Taxing motor vehicle ownership is fundamentally flawed

By MUNGAI KIHANYA

The Sunday Nation

Nairobi,

26 May 2024

 

The Finance Bill 2024 has been formally published and the public invited to make comments by Tuesday 28 May. One the highly contested proposals in this bill is the introduction of an annual Motor Vehicle Tax (MVT). It is to be calculated at the rate of 2.5 per cent of the value of the vehicle every year.

This new tax is fundamentally flawed. It is alright to charge a levy on property or a licence fee, but not a tax. Though it is not clear to most people, there are distinct differences between fees, levies and taxes charged by government.

A fee is charged for a service rendered to the specific individual paying it and it based on the cost of that service. For example, the fee for acquiring an identity card or a passport. Levies are collected from a specific sector of the economy and they are meant for development of that sector. For example, the railway development levy charged on imported goods.

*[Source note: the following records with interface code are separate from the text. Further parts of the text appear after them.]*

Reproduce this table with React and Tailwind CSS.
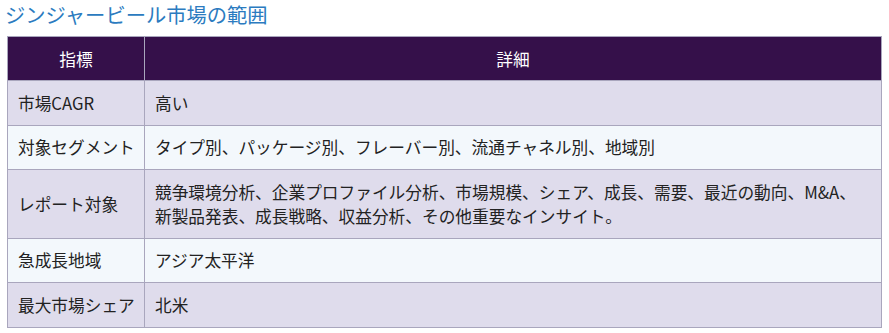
import React from "react";

const rows = [
  ["市場CAGR", "高い"],
  ["対象セグメント", "タイプ別、パッケージ別、フレーバー別、流通チャネル別、地域別"],
  ["レポート対象", <>競争環境分析、企業プロファイル分析、市場規模、シェア、成長、需要、最近の動向、M&A、<br />新製品発表、成長戦略、収益分析、その他重要なインサイト。</>],
  ["急成長地域", "アジア太平洋"],
  ["最大市場シェア", "北米"],
];

export default function App() {
  return (
    <div className="w-[889px] h-[333px] bg-white overflow-hidden" style={{ fontFamily: '"Noto Sans CJK JP", "Noto Sans", sans-serif' }}>
      <h2 className="pl-[5px] pt-[1px] text-[20.3px] leading-[26px] text-[#2b7bc0] font-normal">ジンジャービール市場の範囲</h2>
      <table className="ml-[7px] mt-[9px] w-[875px] table-fixed border-collapse text-[16.7px] leading-[24px] text-[#222]">
        <colgroup>
          <col className="w-[137px]" />
          <col />
        </colgroup>
        <thead>
          <tr className="bg-[#35104a] text-white">
            <th className="h-[44px] border border-[#a9a6bd] font-normal text-center">指標</th>
            <th className="h-[44px] border border-[#a9a6bd] font-normal text-center">詳細</th>
          </tr>
        </thead>
        <tbody>
          {rows.map((r, i) => (
            <tr key={i} className={i % 2 === 0 ? "bg-[#dfdcec]" : "bg-[#f3f8fc]"}>
              <td className="border border-[#a9a6bd] pl-[10px] pr-0 py-[9.75px] align-middle whitespace-nowrap">{r[0]}</td>
              <td className="border border-[#a9a6bd] px-[10px] py-[9.75px] align-middle">{r[1]}</td>
            </tr>
          ))}
        </tbody>
      </table>
    </div>
  );
}
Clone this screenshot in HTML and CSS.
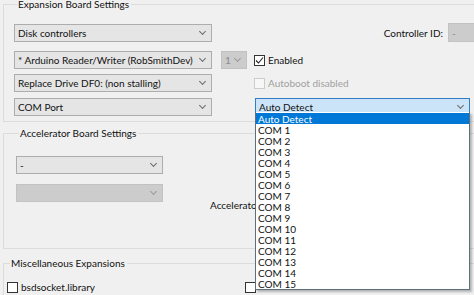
FILE: index.html
```html
<!DOCTYPE html>
<html lang="en">
<head>
  <meta charset="UTF-8" />
  <title>Expansions</title>
  <link rel="stylesheet" href="styles.css">
</head>
<body>
  <div class="window">
    <fieldset class="group group-expansion">
      <legend>Expansion Board Settings</legend>
      <div class="row row-1">
        <div class="combo wide"><span class="value">Disk controllers</span></div>
        <span class="id-label">Controller ID:</span>
        <div class="combo disabled id-box"><span class="value">-</span></div>
      </div>
      <div class="row row-2">
        <div class="combo wide"><span class="value">* Arduino Reader/Writer (RobSmithDev)</span></div>
        <div class="combo disabled tiny"><span class="value">1</span></div>
        <label class="check-item enabled-check">
          <span class="box checked">
            <svg width="9" height="9" viewBox="0 0 9 9"><path d="M1 4.5 L3.5 7 L8 1.5" fill="none" stroke="#222" stroke-width="1.1"/></svg>
          </span>
          Enabled
        </label>
      </div>
      <div class="row row-3">
        <div class="combo wide"><span class="value">Replace Drive DF0: (non stalling)</span></div>
        <label class="check-item disabled autoboot-check"><span class="box"></span>Autoboot disabled</label>
      </div>
      <div class="row row-4">
        <div class="combo wide"><span class="value">COM Port</span></div>
        <div class="combo focused port-combo"><span class="value">Auto Detect</span></div>
      </div>
    </fieldset>

    <fieldset class="group group-accel">
      <legend>Accelerator Board Settings</legend>
      <div class="accel-body">
        <div class="accel-combos">
          <div class="combo medium"><span class="value">-</span></div>
          <div class="combo medium disabled"><span class="value"></span></div>
        </div>
        <span class="accel-label">Accelerator memory:</span>
      </div>
    </fieldset>

    <fieldset class="group group-misc">
      <legend>Miscellaneous Expansions</legend>
      <div class="row misc-row">
        <label class="check-item"><span class="box"></span>bsdsocket.library</label>
        <label class="check-item second-check"><span class="box"></span></label>
      </div>
    </fieldset>

    <ul class="droplist">
      <li class="selected">Auto Detect</li>
      <li>COM 1</li>
      <li>COM 2</li>
      <li>COM 3</li>
      <li>COM 4</li>
      <li>COM 5</li>
      <li>COM 6</li>
      <li>COM 7</li>
      <li>COM 8</li>
      <li>COM 9</li>
      <li>COM 10</li>
      <li>COM 11</li>
      <li>COM 12</li>
      <li>COM 13</li>
      <li>COM 14</li>
      <li>COM 15</li>
    </ul>
  </div>
</body>
</html>
```

FILE: styles.css
```css
body {
  margin: 0;
  background: #f0f0f0;
  font-family: Lato, 'Noto Sans', sans-serif;
  font-size: 10px;
  color: #111;
  overflow: hidden;
  width: 474px;
  height: 295px;
}
.window {
  position: relative;
  height: 295px;
}
.group {
  border: 1px solid #dcdcdc;
  margin: 0 -30px 0 3px;
  padding: 0;
  min-width: 0;
}
.group legend {
  margin-left: 3px;
  padding: 0 2px 0 1px;
  line-height: 12px;
}
.group-expansion {
  margin-top: -2px;
  padding: 13px 0 5px 10px;
}
.group-accel {
  margin-top: 5px;
  padding: 17px 0 0 12px;
  height: 103px;
}
.group-misc {
  margin-top: 8px;
  padding: 12px 0 20px 3px;
}
.row {
  display: flex;
  align-items: center;
}
.row > * { flex-shrink: 0; }
.row-2 { margin-top: 9px; }
.row-3 { margin-top: 5px; }
.row-4 { margin-top: 6px; }

.combo {
  display: flex;
  align-items: center;
  box-sizing: border-box;
  height: 18px;
  padding: 0 5px 0 3px;
  background: #e5e5e5;
  border: 1px solid #adadad;
  white-space: nowrap;
  overflow: hidden;
}
.combo .value {
  flex: 1;
  overflow: hidden;
}
.combo::after {
  content: "";
  width: 4px;
  height: 4px;
  border-right: 1px solid #6a6a6a;
  border-bottom: 1px solid #6a6a6a;
  transform: rotate(45deg);
  margin: 0 1px 3px 0;
  flex-shrink: 0;
}
.combo.disabled {
  background: #cccccc;
  border-color: #c2c2c2;
  color: #8a8a8a;
}
.combo.disabled::after {
  border-color: #9a9a9a;
}
.combo.focused {
  background: #cce4f7;
  border-color: #2f7dc2;
}
.wide { width: 198px; }
.medium { width: 147px; }
.tiny {
  width: 26px;
  margin-left: 9px;
}
.id-label {
  width: 231px;
  text-align: right;
}
.id-box {
  margin-left: 5px;
  width: 60px;
  height: 19px;
}
.id-box::after {
  display: none;
}
.check-item {
  display: flex;
  align-items: center;
  gap: 3px;
  white-space: nowrap;
}
.box {
  box-sizing: border-box;
  width: 11px;
  height: 11px;
  border: 1px solid #333;
  background: #fff;
  display: flex;
  align-items: center;
  justify-content: center;
}
.enabled-check { margin-left: 7px; }
.autoboot-check { margin-left: 42px; }
.check-item.disabled { color: #a0a0a0; }
.check-item.disabled .box {
  border-color: #cccccc;
  background: #f7f7f7;
}
.port-combo {
  margin-left: 43px;
  width: 215px;
}

.accel-body {
  display: flex;
}
.accel-combos {
  display: flex;
  flex-direction: column;
  gap: 10px;
}
.accel-label {
  margin: 43px 0 0 47px;
  line-height: 12px;
  white-space: nowrap;
}

.second-check { margin-left: 150px; }

.droplist {
  position: absolute;
  left: 255px;
  top: 114px;
  width: 215px;
  box-sizing: border-box;
  margin: 0;
  padding: 1px 0 0;
  list-style: none;
  background: #fff;
  border: 1px solid #5b6f7c;
  border-top: none;
  box-shadow: 2px 2px 2px rgba(0, 0, 0, 0.25);
}
.droplist li {
  height: 11px;
  line-height: 13px;
  padding-left: 2px;
  overflow: hidden;
}
.droplist li.selected {
  background: #0078d7;
  color: #fff;
}
```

Taxes are charged on everyone and are collected every time money changes hands – when it is earned and when it is spent. For example, income tax and value added tax. Money from taxes is spent on common services that are not specific to any individual or any sector.

It is therefore fundamentally wrong to charge a tax in a situation where money isn’t changing hands. Imagine if the government decided to collect tax on the money that you have in your savings account. If you have Sh100,000, it takes Sh2,500. Would that be acceptable? Of course not! It is the same with MVT!

Indeed, even the tithe paid by Christians is not calculated on the basis of wealth or property owned. It is based on earnings – profits, harvests etc. So, what should be an alternative to MVT? I would propose that the tax be charged only when a vehicle is transferred from one owner to another.

Something similar to the 4 per cent stamp duty tax that is charged on land transfers. We can retain the same rate for motor vehicles. This makes more sense that the current proposal to charge vehicle ownership.

But if we take that route, which valuation should be used in the calculation? I think the best and fairest value is the insured value of the vehicle. The logistics of how this information is shared between insurance companies and the revenue authority can be worked out easily.